JP Morgan Chase, in the midyear outlook published on Wednesday by its global research team, said the environment was characterized by "extreme policy uncertainty."
"Nobody wants to end a week with a risk-on tilt to their portfolios," said Art Hogan, market strategist at B. Riley Wealth. "Everyone is aware that just as the market feels more certain and confident, a single wildcard policy announcement could change everything," even if it does not ignite a firestorm of the kind seen in April.
Part of this wariness from institutional investors may be due to the magnitude of the 6% S&P 500 rally that followed Trump's re-election last November and culminated in the last new high posted by the index in February, said Joseph Quinlan, market strategist at Bank of America.
"We were out ahead of our skis," Quinlan said. A focus on deregulation, tax cuts and corporate deals brought out the "animal spirits," he said. Then came the tariff battles.
Quinlan remains upbeat on the outlook for U.S. stocks and optimistic that a new global trade system could lead to U.S. companies opening new markets and posting higher revenues and profits.
But he said he is still cautious. "There will still be spikes of volatility around policy unknowns."
Overall, measures of market volatility are now well below where they stood at the height of the tariff turmoil in April, with the CBOE VIX index now at 16.3, down from a 52.3 peak on April 8.
Unstable markets
"Our clients seem to have become somewhat desensitized to the headlines, but it's still an unhealthy market, with everyone aware that trading could happen based on the whims behind a bunch of" social media posts, said Jeff O'Connor, head of market structure, Americas, at Liquidnet, an institutional trading platform.
Trading in the options market shows little sign of the kind of euphoria that characterized stock market rallies of the recent past.
"On the institutional front, we do see a lot of hesitation in chasing the market rally," Stefano Pascale, head of U.S. equity derivatives research at Barclays, said.
Unlike past episodes of sharp market selloffs, institutional investors have largely stayed away from employing bullish call options to chase the market higher, Pascale said, referring to plain options that confer the right to buy at a specified future price and date.
Bid/ask spreads on many stocks are well above levels O'Connor witnessed in late 2024, while market depth - a measure of the size and number of potential orders - remains at the lowest levels he can recall in the last 20 years.
"The best way to describe the markets in the last couple of months, even as they have recovered, is to say they are unstable," said Liz Ann Sonders, market strategist at Charles Schwab.

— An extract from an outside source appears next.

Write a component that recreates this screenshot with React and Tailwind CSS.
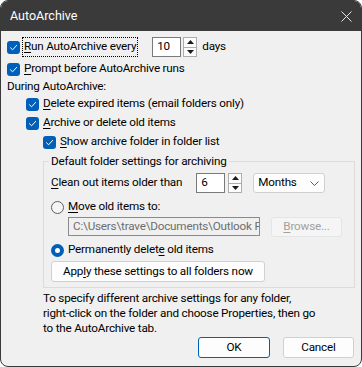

She said she is concerned that the market may be reaching "another point of complacency" akin to that seen in March.
"There's a possibility that we'll be primed for another downside move," Sonders addded.
Mark Spindel, chief investment officer at Potomac River Capital in Washington, said he came up with the term "Snapchat presidency" to describe the whiplash effect on markets of the president's constantly changing policies on markets.
"He feels more like a day trader than a long-term institutional investor," Spindel said, alluding to Trump's policy flip-flops. "One minute he's not going to negotiate, and the next he negotiates."
To be sure, traders seem to view those rapid shifts in course as a positive in the current rally, signaling Trump's willingness to heed market signals.
"For now, at least, stocks are willing to overlook the risks that go along with this style and lack of consistent policies, and give the administration a break as being 'market friendly'," said Steve Sosnick, market strategist at Interactive Brokers.